With these reservations, Figure 18 shows examples of three photo-z shells of Δz = 0.1 extracted from the full WISE × SCOS sample, centered, respectively, on z = 0.15, z = 0.25, and z = 0.35, and including, respectively, 7.3, 7.4, and 1.7 million sources. To produce these images we made one final correction for the redshift-dependent stellar contamination discussed above, which serves to mitigate large-scale non-uniformities, especially in the lowest redshift shell. We correlated the surface density in the slice with the total WISE sky density (treated as a proxy for stellar density) and removed the appropriate scaled fraction to remove the stellar gradients. This process is successful in yielding redshift slices with no apparent large-scale artifacts. These are the most comprehensive illustrations of all-sky galaxy distribution at these redshifts available so far, revealing new large-scale structures.
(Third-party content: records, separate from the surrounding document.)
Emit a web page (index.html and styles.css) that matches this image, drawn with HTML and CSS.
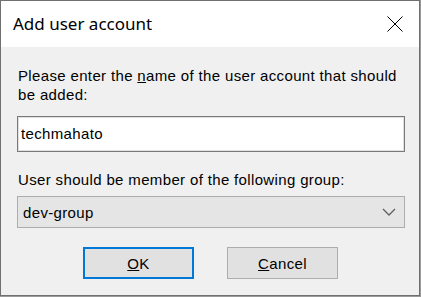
FILE: index.html
```html
<!DOCTYPE html>
<html lang="en">
<head>
  <meta charset="UTF-8">
  <meta name="viewport" content="width=device-width, initial-scale=1.0">
  <title>Add user account</title>
  <link rel="stylesheet" href="styles.css">
</head>
<body>
  <div class="dialog">
    <div class="titlebar">
      <span class="title">Add user account</span>
      <span class="close">
        <svg width="16" height="16" viewBox="0 0 16 16"><path d="M0.5 0.5 L15.5 15.5 M15.5 0.5 L0.5 15.5" stroke="#000" stroke-width="1" fill="none"/></svg>
      </span>
    </div>
    <div class="content">
      <label class="label" for="username">Please enter the <u>n</u>ame of the user account that should be added:</label>
      <div class="textbox">techmahato</div>
      <label class="label group-label">User should be member of the following <u>g</u>roup:</label>
      <div class="combo">
        <span>dev-group</span>
        <svg width="14" height="8" viewBox="0 0 14 8"><path d="M1 1 L7 7 L13 1" stroke="#606060" stroke-width="1.3" fill="none"/></svg>
      </div>
      <div class="buttons">
        <div class="btn default"><u>O</u>K</div>
        <div class="btn"><u>C</u>ancel</div>
      </div>
    </div>
  </div>
</body>
</html>
```

FILE: styles.css
```css
body { margin: 0; background: #9a9a9a; font-family: "Liberation Sans", Arial, sans-serif; }
.dialog { width: 418px; height: 294px; border: 1px solid #707070; background: #f0f0f0; display: flex; flex-direction: column; }
.titlebar { height: 46px; background: #fff; display: flex; align-items: center; justify-content: space-between; padding: 0 16px 0 12px; }
.title { font-family: "Noto Sans", "Open Sans", sans-serif; font-size: 17px; color: #000; padding-bottom: 2px; }
.close { width: 16px; height: 16px; display: flex; margin-top: -1px; }
.content { padding: 19px 14px 0 16px; display: flex; flex-direction: column; letter-spacing: 0.35px; }
.label { font-size: 15px; line-height: 19px; color: #000; padding-left: 1px; }
.textbox { margin-top: 12px; height: 34px; border: 1px solid #7a7a7a; box-shadow: inset 0 0 0 1px #e0e0e0; background: #fff; font-size: 15px; line-height: 34px; padding-left: 3px; }
.group-label { margin-top: 18px; }
.combo { margin-top: 7px; height: 30px; border: 1px solid #adadad; background: #e5e5e5; display: flex; align-items: center; justify-content: space-between; padding: 0 8px 0 5px; font-size: 15px; }
.combo span { padding-top: 1px; }
.buttons { margin-top: 19px; display: flex; justify-content: center; gap: 33px; padding-right: 1px; }
.btn { width: 109px; height: 30px; border: 1px solid #adadad; background: #e1e1e1; font-size: 15px; display: flex; align-items: center; justify-content: center; }
.btn.default { width: 107px; height: 28px; border: 2px solid #0078d7; }
```
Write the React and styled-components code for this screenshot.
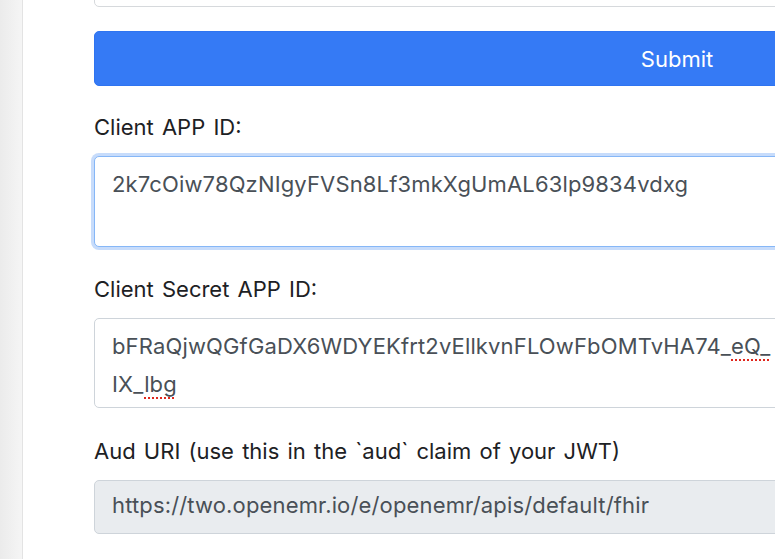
import React from "react";
import styled, { createGlobalStyle } from "styled-components";

const GlobalStyle = createGlobalStyle`
  html, body {
    margin: 0;
    padding: 0;
    background: #ffffff;
    overflow: hidden;
  }
  body {
    font-family: Inter, "Liberation Sans", Arial, sans-serif;
    -webkit-font-smoothing: antialiased;
  }
`;

const Page = styled.div`
  display: flex;
  width: 775px;
  height: 559px;
  overflow: hidden;
`;

const Sidebar = styled.div`
  flex: 0 0 22px;
  background: linear-gradient(to right, #ebebeb, #f5f5f5);
  border-right: 1px solid #e3e3e3;
`;

const Main = styled.main`
  flex: 1;
  min-width: 0;
  padding-left: 71px;
  overflow: hidden;
`;

const Form = styled.form`
  width: 1166px;
  margin-top: -47px;
  font-size: 22px;
  line-height: 33px;
  color: #1d2124;
`;

const Control = styled.div`
  box-sizing: border-box;
  width: 100%;
  height: ${(p) => p.$h}px;
  padding: 8px 17px;
  border: 1px solid ${(p) => (p.$focus ? "#86b7f7" : p.$muted ? "#d6d9dc" : "#ced4da")};
  border-radius: 5px;
  background: ${(p) => (p.$disabled ? "#e9ecef" : "#ffffff")};
  color: #495057;
  line-height: ${(p) => p.$lh || 33}px;
  letter-spacing: 0.15px;
  box-shadow: ${(p) => (p.$focus ? "0 0 0 3px #c7dcfb" : "none")};
  white-space: nowrap;
  overflow: hidden;
`;

const SubmitButton = styled.button`
  display: block;
  box-sizing: border-box;
  width: 100%;
  height: 55px;
  margin-top: 24px;
  padding: 1px 0 0;
  border: 1px solid #2f74f0;
  border-radius: 5px;
  background: #357af5;
  color: #ffffff;
  font-family: inherit;
  font-size: 22px;
  line-height: 33px;
  cursor: pointer;
`;

const Group = styled.div`
  margin-top: ${(p) => p.$top}px;
`;

const Label = styled.label`
  display: block;
  margin-bottom: 12px;
  word-spacing: 2px;
`;

const Line = styled.div`
  display: block;
`;

const Spell = styled.span`
  text-decoration: underline dotted #e0261c;
  text-decoration-thickness: 2px;
  text-underline-offset: 5px;
`;

export default function App() {
  return (
    <>
      <GlobalStyle />
      <Page>
        <Sidebar />
        <Main>
          <Form onSubmit={(e) => e.preventDefault()}>
            <Control $h={54} $muted />
            <SubmitButton type="submit">Submit</SubmitButton>
            <Group $top={25}>
              <Label>Client APP ID:</Label>
              <Control $h={91} $lh={38} $focus>
                <Line>2k7cOiw78QzNIgyFVSn8Lf3mkXgUmAL63lp9834vdxg</Line>
              </Control>
            </Group>
            <Group $top={26}>
              <Label>Client Secret APP ID:</Label>
              <Control $h={90} $lh={38}>
                <Line>
                  bFRaQjwQGfGaDX6WDYEKfrt2vEllkvnFLOwFbOMTvHA74_<Spell>eQ_</Spell>
                </Line>
                <Line>
                  IX_<Spell>lbg</Spell>
                </Line>
              </Control>
            </Group>
            <Group $top={27}>
              <Label>Aud URI (use this in the `aud` claim of your JWT)</Label>
              <Control $h={54} $disabled>
                <Line>https://two.openemr.io/e/openemr/apis/default/fhir</Line>
              </Control>
            </Group>
          </Form>
        </Main>
      </Page>
    </>
  );
}
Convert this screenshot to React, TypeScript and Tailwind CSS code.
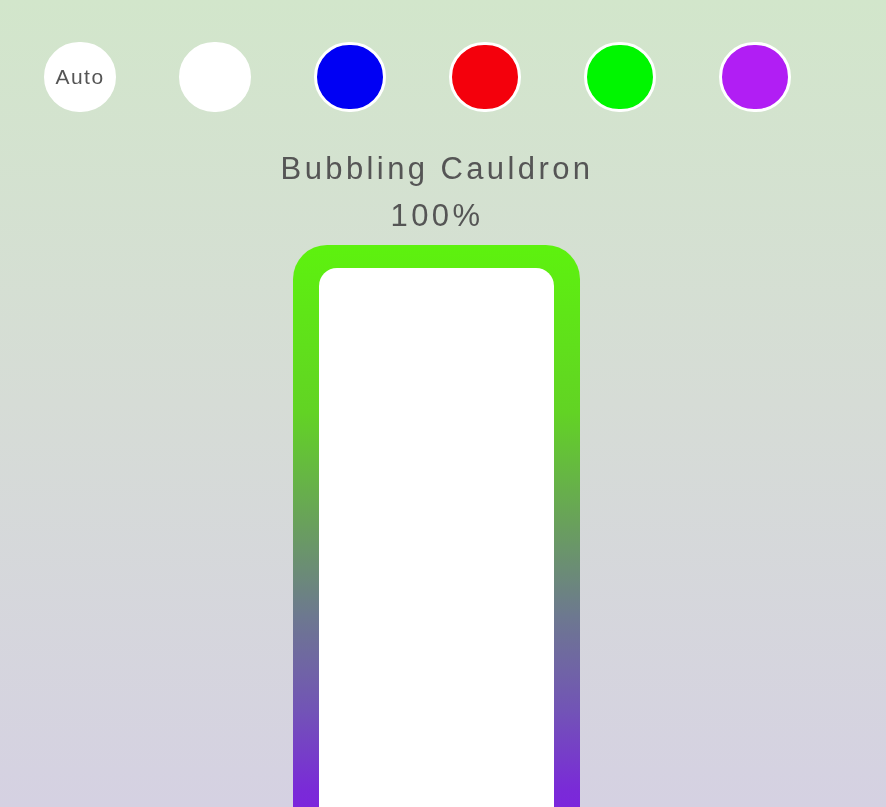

In particular, neither 2MASS, nor especially 2MRS or PSCz, could reach to depths of z > 0.15 in a comprehensive manner. Three-dimensional sampling of the cosmic web at these scales has been so far possible only with SDSS, covering three times less sky than our catalog, and being less complete beyond r > 17.77 as far as the spectroscopic data are concerned.

Figure 18.

Figure 18. The large-scale structure at z = 0.1–0.4: all-sky projections of Δz = 0.1 photo-z slices from the WISE × SuperCOSMOS galaxy catalog, illustrating the power of this data set in mapping the cosmic web at these redshifts.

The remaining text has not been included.